Rappelons l’intrigue : Alors que leurs pères sont partis en voyage, Octave, fils d’Argante, et Léandre, fils de Géronte, se sont épris l’un de Hyacinthe, jeune fille pauvre et de naissance inconnue qu’il vient d’épouser, le second de la « jeune Égyptienne Zerbinette. Au retour d’Argante, Octave, très inquiet de la réaction paternelle à l’annonce de son union et ayant besoin d’argent, demande son aide à Scapin, valet de Léandre. Argante, furieux, rencontre Géronte et lui dit qu’il a appris par une indiscrétion de Scapin que Léandre s’est également mal conduit. Léandre, après s’être fait vertement sermonner par son père, menace Scapin mais rapidement le supplie de l’aider car il doit rassembler une rançon pour que Zerbinette ne soit pas emmenée en esclavage en Egypte. Scapin réussit, grâce à sa connaissance de la psychologie des deux pères, à leur extorquer les sommes dont ont besoin leurs fils. Il décide de se venger de Géronte, en lui faisant croire que sa vie est en danger et en le cachant dans un sac. Scapin simule des attaques et Géronte, dans son sac, reçoit de nombreux coups de bâton, jusqu’à ce qu’il découvre la fourberie de Scapin. Il s’apprête à se venger quand on découvre qu’Hyacinthe est la fille cachée de Géronte et Zerbinette la fille d’Argante, qui avait été enlevée quand elle était enfant.

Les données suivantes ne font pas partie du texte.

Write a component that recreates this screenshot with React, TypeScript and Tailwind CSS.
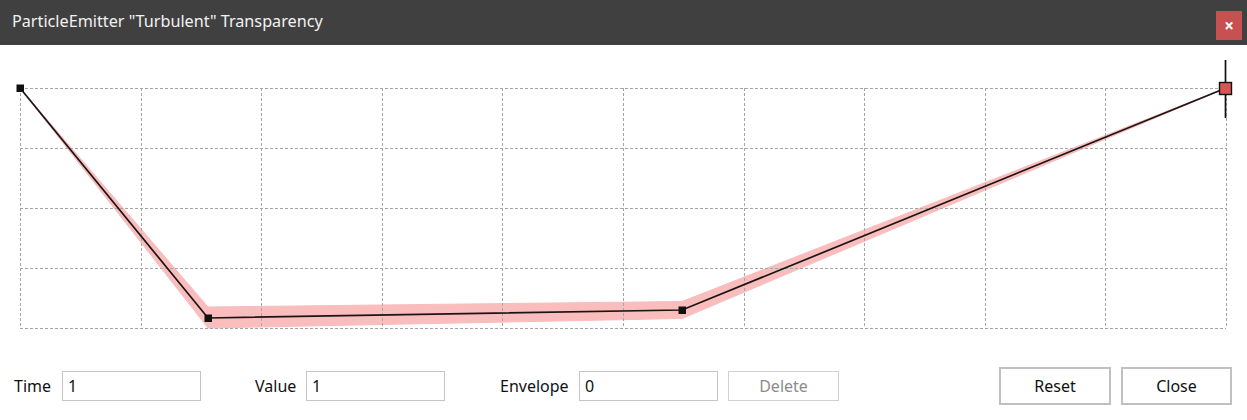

Scapin met en œuvre tout son savoir faire, toute sa rouerie, tout son goût pour la vengeance ; il roule tout le monde dans la farine. Malheureusement au final il est découvert. Sale temps pour lui. Mais une comédie doit se terminer dans la joie, Géronte lui pardonne, tout est bien qui finit bien.
Benjamin Lavernhe sait tout faire, jouer, danser, virevolter, chanter en s’accompagnant au ukulélé, imiter toutes sortes de voix, d’accents et de personnages. Son imitation de la troupe qui arrive, mimiques, voix et musique, est digne de la revue militaire de Fernand Raynaud. Il sait signifier le non dit par un geste, une mimique, une attitude du corps, Il est le nouveau Charlot : le pauvre, le laisser pour compte qui s’en tire par des roueries, des fourberies, des violences, des injustices, mais qui au fond a gardé un cœur pur, prêt à servir ses sœurs et frères humains en difficulté, jusqu’au péril de sa tranquillité, mais quand même avec toujours un bénéfice. Pas folle la guêpe. Il a sa revanche de déclassé à prendre.
Toute la distribution est étincelante. Décors beaux, étranges et dépaysants, tout à fait fonctionnels dans la mise en scène, grâce à une scénographie d’Eric Ruf. Lumière (Stéphanie Daniel) et son (Bernard Valléry) au dessus de tout soupçon, et puis les costumes du grand couturier Christian Lacroix, qui a su leur donner un style tout aussi bien XVII° siècle, qu’atemporel, tout en gardant sa patte.
Les comédiens sont tous à citer pour leur engagement, leur allant, leur conviction, leur force expressive : Jean Chevalier (Léandre) et Birane (Octave), deux fils terrorisés par leur père, où l’on voit le poids du patriarcat. Jennifer Decker (Hyacinthe) et Elise Lhomeau (Zebinette) qui gagnerait peut-être à restreindre son rire intempestif, en filles qui savent se débrouiller dans ce monde-là. Didier Sandre est un Géronte hors du commun, avare, odieux, faible et féroce à la fois, et finalement assez humain. Gilles David est un Argante à la même hauteur.
Maïka Louakairim (Carle) et Aude Rouanet (Nérine) sont une sorte de chœur antique silencieux qui s’exprime par poses et gestes.
La troupe sait jouer avec la connivence de la salle, prenant parfois le public à témoin, ou le mêlant à l’action comme cette petite fille qui est montée sur scène ce soir-là pour donner un coup de bâton à Géronte dan son sac, à l’hilarité générale.
On l’aura compris, le spectacle total que sont ces « Fourberies de Scapin » dans la vision de Denis Podalydès sont du très grand théâtre, qui porte la Comédie Française au sommet ; une comédie qui a déclenché tant de rires que le Liberté en vibre encore.